— START The input —
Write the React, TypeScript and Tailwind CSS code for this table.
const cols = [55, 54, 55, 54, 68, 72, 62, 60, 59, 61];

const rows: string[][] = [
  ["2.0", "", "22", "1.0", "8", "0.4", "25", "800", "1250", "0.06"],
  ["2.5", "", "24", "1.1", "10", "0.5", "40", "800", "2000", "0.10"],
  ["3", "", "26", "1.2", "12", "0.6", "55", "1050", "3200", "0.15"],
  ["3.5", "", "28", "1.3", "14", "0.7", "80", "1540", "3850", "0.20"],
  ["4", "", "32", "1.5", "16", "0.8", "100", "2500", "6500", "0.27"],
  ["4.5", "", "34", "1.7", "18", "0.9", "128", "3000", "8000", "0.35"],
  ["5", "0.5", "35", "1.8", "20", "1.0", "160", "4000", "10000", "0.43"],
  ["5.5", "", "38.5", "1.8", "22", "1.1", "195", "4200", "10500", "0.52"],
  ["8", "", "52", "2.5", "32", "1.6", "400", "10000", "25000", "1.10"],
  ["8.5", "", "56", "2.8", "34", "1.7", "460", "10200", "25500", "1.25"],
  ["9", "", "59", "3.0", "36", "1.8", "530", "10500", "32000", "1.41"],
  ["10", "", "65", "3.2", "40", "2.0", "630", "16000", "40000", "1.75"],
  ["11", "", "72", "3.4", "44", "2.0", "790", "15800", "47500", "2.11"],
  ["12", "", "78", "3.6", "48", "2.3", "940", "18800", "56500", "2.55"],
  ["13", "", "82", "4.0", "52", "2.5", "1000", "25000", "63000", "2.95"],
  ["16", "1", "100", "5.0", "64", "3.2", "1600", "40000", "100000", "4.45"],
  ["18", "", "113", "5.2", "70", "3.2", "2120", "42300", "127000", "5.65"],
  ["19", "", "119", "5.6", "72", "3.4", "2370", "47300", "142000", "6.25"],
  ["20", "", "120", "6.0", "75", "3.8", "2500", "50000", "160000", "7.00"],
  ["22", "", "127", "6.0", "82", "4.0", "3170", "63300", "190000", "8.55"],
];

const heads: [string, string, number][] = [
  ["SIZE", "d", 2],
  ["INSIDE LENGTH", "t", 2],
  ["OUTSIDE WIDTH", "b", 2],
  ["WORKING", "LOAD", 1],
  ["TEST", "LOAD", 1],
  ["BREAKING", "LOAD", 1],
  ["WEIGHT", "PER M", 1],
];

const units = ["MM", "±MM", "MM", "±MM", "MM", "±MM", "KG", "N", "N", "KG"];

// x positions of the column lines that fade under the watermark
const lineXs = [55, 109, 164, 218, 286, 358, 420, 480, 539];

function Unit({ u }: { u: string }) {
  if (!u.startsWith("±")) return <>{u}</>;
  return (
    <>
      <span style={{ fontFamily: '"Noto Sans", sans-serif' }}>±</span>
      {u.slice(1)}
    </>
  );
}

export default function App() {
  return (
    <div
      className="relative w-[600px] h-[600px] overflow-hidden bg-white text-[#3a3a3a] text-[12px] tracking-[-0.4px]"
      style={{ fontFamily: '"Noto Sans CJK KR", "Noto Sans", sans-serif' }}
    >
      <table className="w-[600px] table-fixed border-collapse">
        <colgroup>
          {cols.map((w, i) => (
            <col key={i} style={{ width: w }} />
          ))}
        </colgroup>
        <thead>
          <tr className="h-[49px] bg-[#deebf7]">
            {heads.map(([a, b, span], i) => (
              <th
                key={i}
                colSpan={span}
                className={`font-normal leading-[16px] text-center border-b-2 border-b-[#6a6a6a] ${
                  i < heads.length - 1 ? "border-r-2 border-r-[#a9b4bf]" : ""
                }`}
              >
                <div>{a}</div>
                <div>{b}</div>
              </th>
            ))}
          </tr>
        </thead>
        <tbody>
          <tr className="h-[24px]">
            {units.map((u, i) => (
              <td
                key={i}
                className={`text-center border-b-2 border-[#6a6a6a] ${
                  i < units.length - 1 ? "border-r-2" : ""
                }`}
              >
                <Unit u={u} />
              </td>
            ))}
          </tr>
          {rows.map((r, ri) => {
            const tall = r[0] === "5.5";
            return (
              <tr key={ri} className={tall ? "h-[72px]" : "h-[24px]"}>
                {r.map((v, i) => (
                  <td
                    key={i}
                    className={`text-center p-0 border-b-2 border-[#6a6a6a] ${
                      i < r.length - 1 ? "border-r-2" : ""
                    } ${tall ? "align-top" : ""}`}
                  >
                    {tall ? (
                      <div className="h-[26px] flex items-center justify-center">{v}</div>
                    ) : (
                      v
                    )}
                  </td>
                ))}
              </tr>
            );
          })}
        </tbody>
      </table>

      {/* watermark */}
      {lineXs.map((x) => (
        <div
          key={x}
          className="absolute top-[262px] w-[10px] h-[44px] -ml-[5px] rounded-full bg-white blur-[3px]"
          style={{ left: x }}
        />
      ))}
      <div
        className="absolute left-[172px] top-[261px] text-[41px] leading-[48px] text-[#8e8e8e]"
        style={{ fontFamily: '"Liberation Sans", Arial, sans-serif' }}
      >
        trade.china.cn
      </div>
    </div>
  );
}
— END The input —
— START The input —
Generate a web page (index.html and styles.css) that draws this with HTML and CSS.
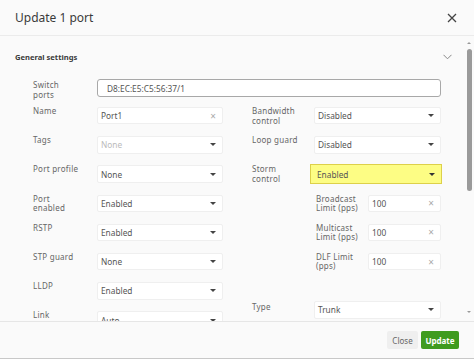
— END The input —
— START The input —
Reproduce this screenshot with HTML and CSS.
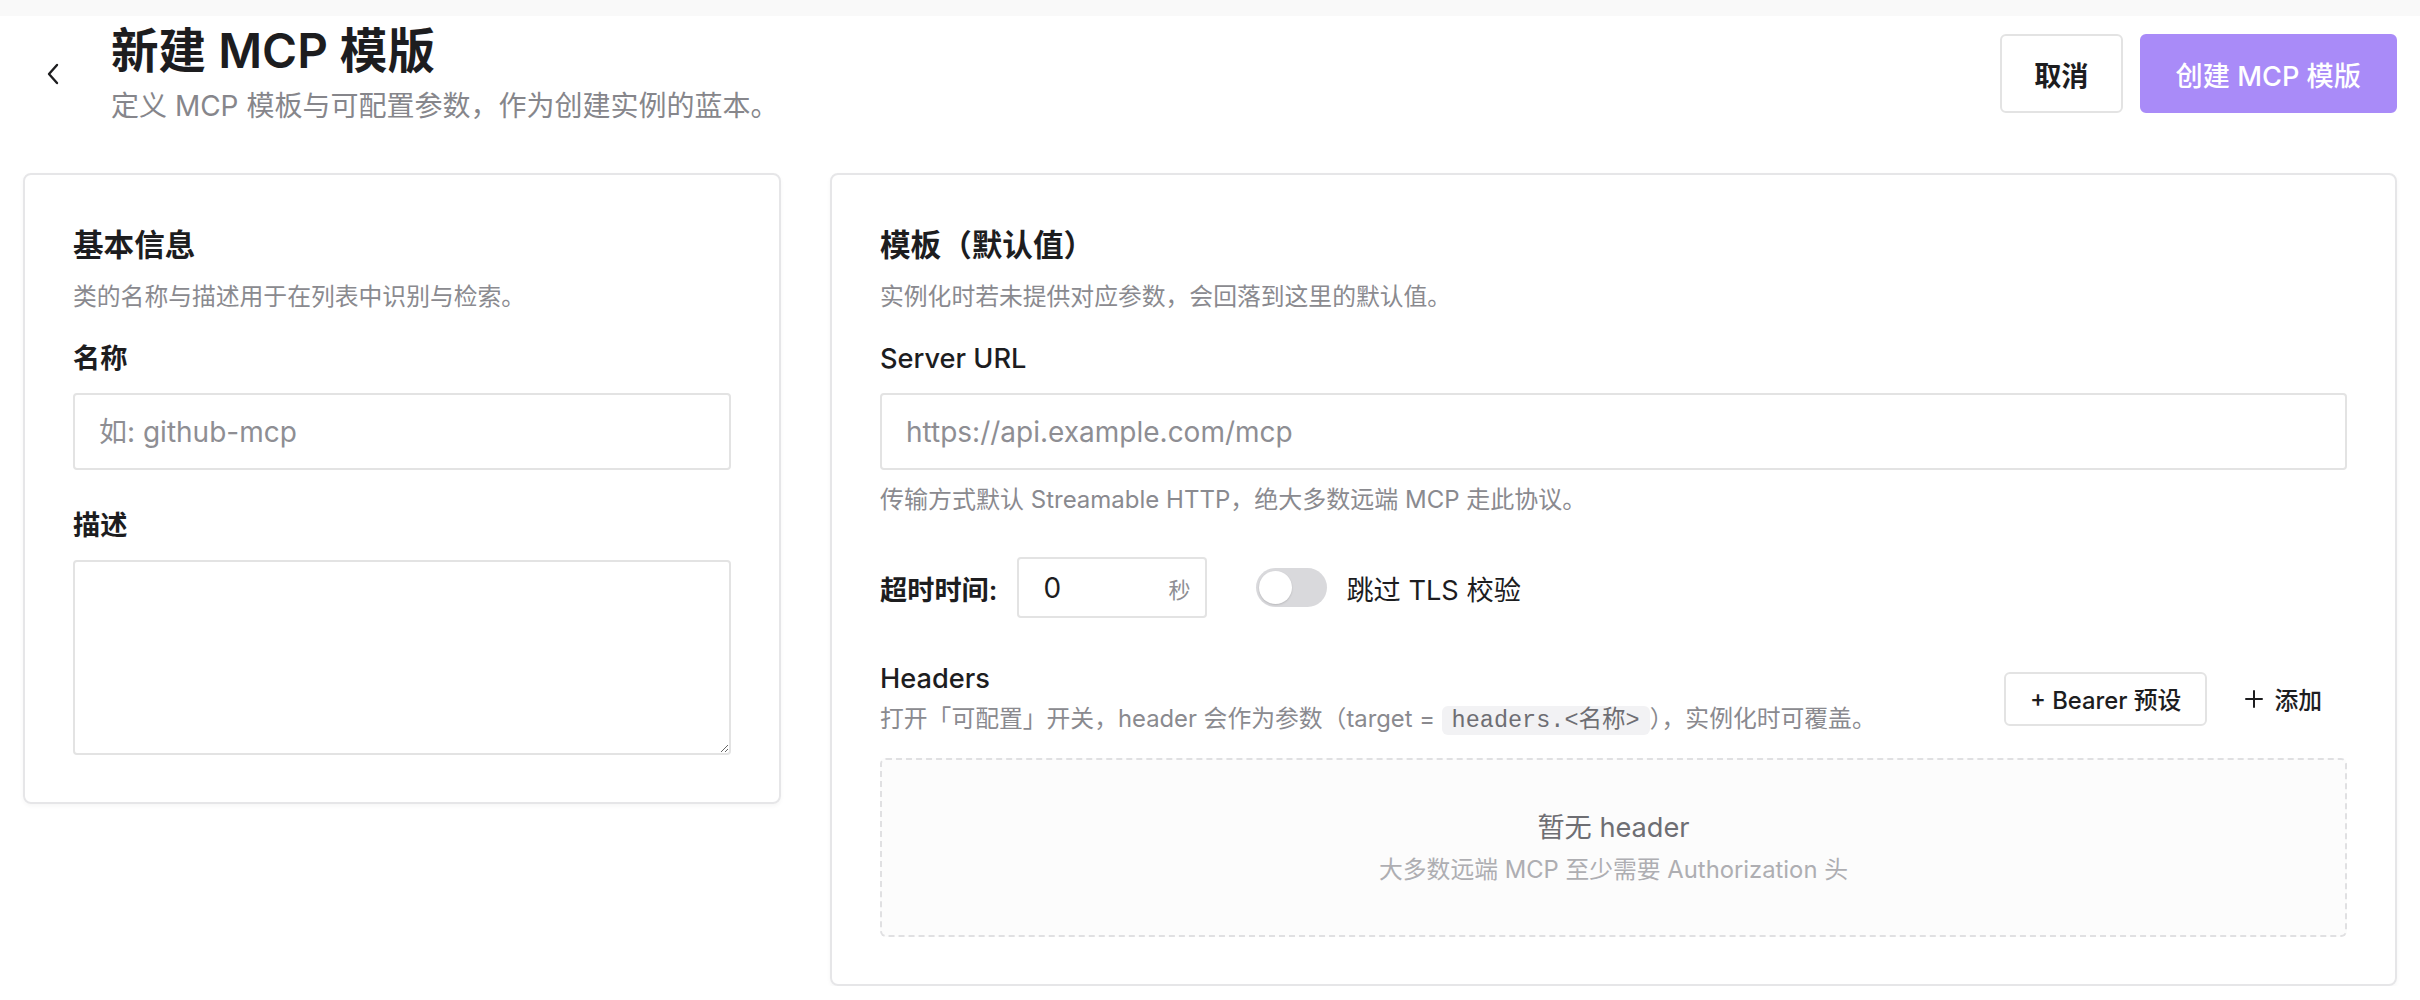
— END The input —
■ Objective: Above are some lines. Repeat exactly, and only, those from the line that has "Write the React, TypeScript" through the line that has "60, 59, 61];".

■ Response to the exercise:
Write the React, TypeScript and Tailwind CSS code for this table.
const cols = [55, 54, 55, 54, 68, 72, 62, 60, 59, 61];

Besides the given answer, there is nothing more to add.